→ Short task:
Only the number is wanted: how many lines contain the word "React"?

※ ※ ※

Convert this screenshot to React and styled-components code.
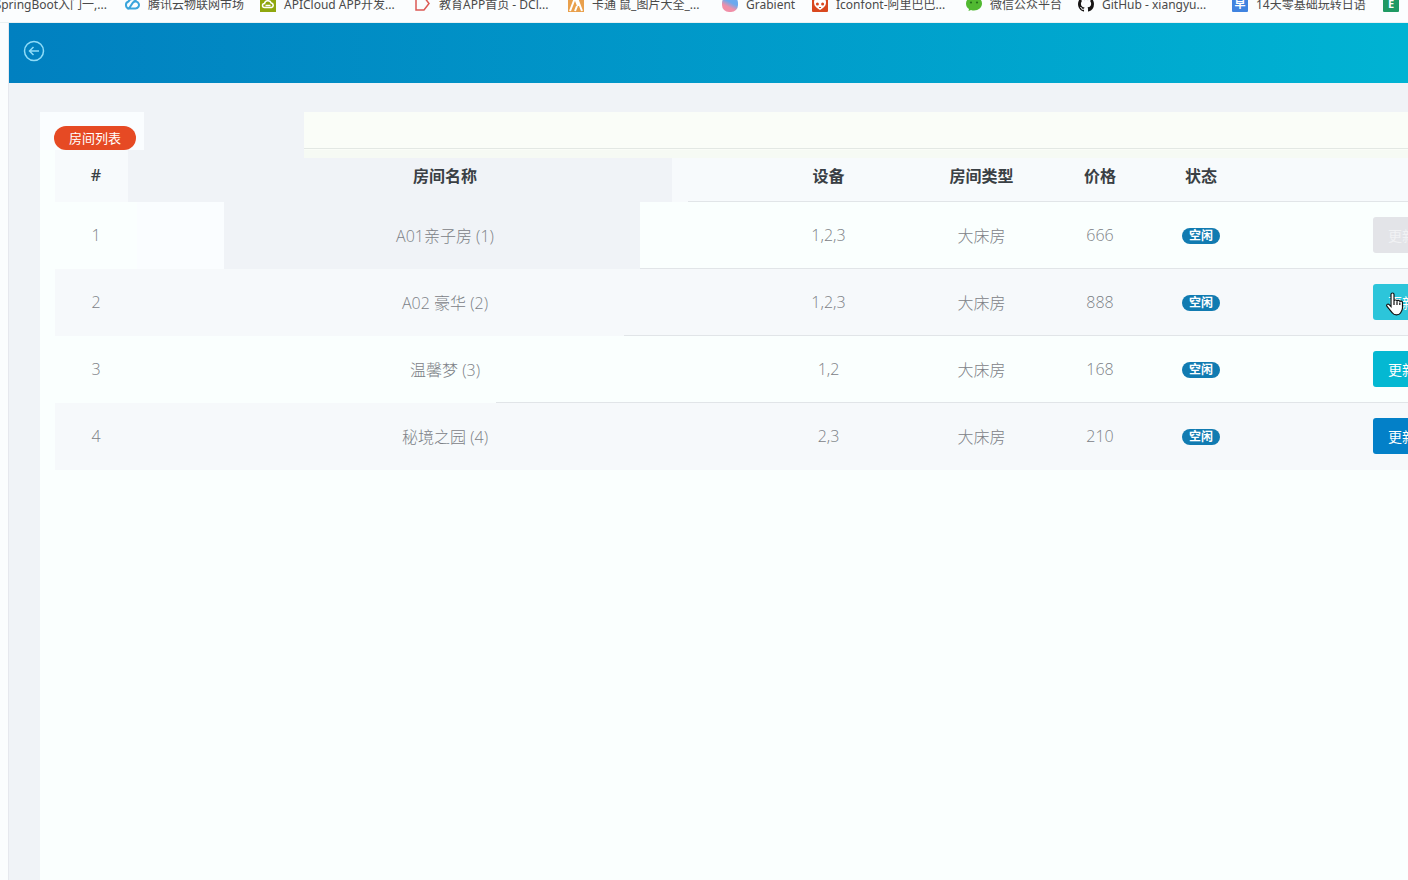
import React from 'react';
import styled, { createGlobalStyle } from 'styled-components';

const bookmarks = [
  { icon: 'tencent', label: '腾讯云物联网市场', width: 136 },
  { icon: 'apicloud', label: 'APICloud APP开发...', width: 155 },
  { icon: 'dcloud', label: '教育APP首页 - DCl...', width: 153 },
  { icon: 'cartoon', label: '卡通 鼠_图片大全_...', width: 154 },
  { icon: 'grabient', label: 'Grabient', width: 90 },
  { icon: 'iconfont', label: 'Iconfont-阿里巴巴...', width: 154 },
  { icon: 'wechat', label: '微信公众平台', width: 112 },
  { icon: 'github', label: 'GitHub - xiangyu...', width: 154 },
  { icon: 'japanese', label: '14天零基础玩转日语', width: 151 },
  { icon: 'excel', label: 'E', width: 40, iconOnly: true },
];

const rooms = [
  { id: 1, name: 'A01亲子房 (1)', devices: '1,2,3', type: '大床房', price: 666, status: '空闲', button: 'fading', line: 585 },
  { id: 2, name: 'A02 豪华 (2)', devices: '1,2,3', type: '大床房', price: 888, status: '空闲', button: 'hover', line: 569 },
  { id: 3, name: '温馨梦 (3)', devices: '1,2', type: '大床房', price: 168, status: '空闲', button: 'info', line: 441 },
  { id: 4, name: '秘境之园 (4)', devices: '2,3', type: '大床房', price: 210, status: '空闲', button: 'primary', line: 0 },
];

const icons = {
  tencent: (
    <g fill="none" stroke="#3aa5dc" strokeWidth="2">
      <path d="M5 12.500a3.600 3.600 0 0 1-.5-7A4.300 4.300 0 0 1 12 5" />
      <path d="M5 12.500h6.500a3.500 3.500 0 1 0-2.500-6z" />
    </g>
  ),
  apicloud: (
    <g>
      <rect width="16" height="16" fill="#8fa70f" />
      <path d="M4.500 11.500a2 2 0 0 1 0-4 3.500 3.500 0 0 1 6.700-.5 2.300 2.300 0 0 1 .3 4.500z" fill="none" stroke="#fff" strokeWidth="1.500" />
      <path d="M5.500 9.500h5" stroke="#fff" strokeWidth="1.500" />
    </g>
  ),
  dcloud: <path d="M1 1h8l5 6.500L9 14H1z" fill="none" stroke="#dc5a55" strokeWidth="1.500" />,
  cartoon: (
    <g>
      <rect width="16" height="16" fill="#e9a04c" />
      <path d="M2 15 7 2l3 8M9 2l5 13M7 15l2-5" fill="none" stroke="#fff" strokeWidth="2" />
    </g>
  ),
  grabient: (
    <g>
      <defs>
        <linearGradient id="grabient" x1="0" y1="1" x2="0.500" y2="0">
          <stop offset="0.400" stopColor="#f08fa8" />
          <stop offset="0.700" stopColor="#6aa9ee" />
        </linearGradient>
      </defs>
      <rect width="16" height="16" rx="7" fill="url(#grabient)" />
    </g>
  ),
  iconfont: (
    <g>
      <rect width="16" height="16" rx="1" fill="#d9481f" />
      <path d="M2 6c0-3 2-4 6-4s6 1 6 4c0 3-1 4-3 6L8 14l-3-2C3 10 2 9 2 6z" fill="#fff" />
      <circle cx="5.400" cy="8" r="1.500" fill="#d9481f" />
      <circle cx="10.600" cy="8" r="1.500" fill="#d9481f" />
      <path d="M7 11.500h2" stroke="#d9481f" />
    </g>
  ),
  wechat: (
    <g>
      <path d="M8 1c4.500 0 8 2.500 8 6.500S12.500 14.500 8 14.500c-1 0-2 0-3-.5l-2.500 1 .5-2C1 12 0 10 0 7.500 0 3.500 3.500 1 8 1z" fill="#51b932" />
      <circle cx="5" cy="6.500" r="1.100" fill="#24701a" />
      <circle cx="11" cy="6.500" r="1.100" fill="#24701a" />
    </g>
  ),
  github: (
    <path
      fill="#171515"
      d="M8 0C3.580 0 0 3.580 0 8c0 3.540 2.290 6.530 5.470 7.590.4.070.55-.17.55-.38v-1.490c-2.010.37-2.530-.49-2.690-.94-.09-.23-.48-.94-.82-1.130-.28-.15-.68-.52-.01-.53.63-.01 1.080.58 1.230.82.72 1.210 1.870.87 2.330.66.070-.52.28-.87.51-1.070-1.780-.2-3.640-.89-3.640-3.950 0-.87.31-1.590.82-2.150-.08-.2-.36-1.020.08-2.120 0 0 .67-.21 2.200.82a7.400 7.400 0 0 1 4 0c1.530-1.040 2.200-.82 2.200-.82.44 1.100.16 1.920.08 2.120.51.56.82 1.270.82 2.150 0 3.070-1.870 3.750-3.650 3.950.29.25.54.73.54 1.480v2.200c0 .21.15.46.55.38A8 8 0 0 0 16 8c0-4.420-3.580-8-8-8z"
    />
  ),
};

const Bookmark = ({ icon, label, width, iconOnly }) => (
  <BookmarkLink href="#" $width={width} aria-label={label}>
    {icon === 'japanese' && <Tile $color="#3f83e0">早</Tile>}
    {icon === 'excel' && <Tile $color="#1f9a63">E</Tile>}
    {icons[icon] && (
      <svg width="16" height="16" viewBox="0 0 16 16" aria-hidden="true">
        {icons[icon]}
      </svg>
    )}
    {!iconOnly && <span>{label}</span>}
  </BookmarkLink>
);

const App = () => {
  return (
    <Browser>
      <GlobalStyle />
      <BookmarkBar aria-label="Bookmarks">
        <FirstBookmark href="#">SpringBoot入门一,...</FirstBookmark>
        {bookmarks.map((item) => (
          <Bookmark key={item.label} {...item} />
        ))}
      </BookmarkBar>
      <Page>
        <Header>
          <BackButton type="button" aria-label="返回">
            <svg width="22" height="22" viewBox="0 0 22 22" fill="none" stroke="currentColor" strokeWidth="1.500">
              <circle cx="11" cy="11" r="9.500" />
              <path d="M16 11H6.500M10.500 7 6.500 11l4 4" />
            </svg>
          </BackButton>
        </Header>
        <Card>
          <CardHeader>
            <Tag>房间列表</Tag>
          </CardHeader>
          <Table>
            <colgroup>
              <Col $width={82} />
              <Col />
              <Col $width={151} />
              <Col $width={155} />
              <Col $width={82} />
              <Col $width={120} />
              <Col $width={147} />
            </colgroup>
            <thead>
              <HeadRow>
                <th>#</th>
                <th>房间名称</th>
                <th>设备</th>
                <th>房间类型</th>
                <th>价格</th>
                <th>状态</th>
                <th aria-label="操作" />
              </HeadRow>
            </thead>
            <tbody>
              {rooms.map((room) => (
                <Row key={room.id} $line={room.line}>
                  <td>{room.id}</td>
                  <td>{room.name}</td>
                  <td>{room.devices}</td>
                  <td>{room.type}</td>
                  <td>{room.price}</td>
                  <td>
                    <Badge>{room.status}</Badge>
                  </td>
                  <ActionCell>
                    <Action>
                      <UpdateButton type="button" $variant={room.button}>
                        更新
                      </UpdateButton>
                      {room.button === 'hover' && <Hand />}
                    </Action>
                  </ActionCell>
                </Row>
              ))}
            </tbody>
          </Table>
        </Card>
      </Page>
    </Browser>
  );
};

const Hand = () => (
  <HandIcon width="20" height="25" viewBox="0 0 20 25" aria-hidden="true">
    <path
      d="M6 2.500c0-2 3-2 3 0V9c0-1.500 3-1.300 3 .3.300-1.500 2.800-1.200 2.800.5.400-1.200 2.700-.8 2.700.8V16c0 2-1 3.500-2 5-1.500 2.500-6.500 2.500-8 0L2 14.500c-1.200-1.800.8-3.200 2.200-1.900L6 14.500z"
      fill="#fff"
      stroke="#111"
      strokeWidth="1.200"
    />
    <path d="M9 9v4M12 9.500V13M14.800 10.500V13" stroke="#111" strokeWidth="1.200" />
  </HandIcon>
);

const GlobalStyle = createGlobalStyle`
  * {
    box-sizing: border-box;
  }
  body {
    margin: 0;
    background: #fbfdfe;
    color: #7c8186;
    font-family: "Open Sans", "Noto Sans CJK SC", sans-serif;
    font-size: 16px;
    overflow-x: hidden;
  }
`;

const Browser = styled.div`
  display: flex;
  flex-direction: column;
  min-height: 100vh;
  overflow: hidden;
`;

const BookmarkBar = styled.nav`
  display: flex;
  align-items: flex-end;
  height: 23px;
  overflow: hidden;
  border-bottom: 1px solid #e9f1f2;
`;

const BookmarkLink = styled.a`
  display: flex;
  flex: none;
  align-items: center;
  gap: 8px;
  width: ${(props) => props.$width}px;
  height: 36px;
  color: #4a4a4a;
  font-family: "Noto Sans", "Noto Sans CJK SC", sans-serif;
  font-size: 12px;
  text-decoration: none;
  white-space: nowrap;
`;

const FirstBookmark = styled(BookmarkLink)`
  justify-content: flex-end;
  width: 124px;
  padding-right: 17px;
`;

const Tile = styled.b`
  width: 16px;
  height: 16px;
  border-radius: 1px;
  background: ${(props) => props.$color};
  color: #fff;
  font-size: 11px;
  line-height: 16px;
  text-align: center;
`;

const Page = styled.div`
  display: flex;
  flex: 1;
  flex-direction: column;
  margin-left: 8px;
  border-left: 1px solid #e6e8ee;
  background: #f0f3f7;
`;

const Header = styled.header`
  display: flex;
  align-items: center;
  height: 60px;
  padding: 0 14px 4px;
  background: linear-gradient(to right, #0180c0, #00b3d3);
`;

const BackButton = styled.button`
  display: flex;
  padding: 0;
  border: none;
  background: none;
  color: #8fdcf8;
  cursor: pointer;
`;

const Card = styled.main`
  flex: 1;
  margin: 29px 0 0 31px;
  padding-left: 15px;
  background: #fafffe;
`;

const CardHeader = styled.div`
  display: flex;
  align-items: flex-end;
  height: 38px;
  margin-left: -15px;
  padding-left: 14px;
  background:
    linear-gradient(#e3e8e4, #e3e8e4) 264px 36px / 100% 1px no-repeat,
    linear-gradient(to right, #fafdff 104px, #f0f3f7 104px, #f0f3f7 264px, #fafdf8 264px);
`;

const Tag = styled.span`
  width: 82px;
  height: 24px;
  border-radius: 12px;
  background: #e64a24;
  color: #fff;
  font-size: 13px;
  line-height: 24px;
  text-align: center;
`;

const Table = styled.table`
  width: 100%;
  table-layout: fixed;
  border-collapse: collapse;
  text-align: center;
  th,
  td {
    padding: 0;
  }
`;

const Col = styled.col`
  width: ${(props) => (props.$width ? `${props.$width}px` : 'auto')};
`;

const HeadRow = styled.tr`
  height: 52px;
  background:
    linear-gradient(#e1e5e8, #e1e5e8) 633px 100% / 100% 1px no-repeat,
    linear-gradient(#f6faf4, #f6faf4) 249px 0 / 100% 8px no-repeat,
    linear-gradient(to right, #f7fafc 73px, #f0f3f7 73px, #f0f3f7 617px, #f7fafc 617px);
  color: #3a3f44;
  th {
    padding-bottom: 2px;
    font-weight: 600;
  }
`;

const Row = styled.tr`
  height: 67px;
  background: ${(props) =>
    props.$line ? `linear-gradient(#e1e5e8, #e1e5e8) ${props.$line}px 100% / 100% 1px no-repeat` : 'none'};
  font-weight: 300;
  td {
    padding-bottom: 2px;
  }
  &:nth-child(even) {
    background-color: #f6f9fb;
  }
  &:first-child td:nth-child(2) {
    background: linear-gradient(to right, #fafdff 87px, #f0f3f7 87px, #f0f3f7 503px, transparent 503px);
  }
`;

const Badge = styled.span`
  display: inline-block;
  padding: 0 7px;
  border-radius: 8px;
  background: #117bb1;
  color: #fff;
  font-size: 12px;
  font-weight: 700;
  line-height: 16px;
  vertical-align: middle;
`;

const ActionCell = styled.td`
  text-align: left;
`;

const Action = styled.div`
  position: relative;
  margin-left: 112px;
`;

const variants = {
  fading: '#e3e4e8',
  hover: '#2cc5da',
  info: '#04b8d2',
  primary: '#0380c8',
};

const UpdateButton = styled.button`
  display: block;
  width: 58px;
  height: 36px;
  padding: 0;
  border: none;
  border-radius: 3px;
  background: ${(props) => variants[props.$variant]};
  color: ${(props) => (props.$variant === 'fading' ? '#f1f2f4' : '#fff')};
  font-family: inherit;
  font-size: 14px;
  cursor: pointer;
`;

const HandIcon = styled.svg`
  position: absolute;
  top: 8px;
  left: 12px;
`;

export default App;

※ ※ ※

→ Finished exercise:
2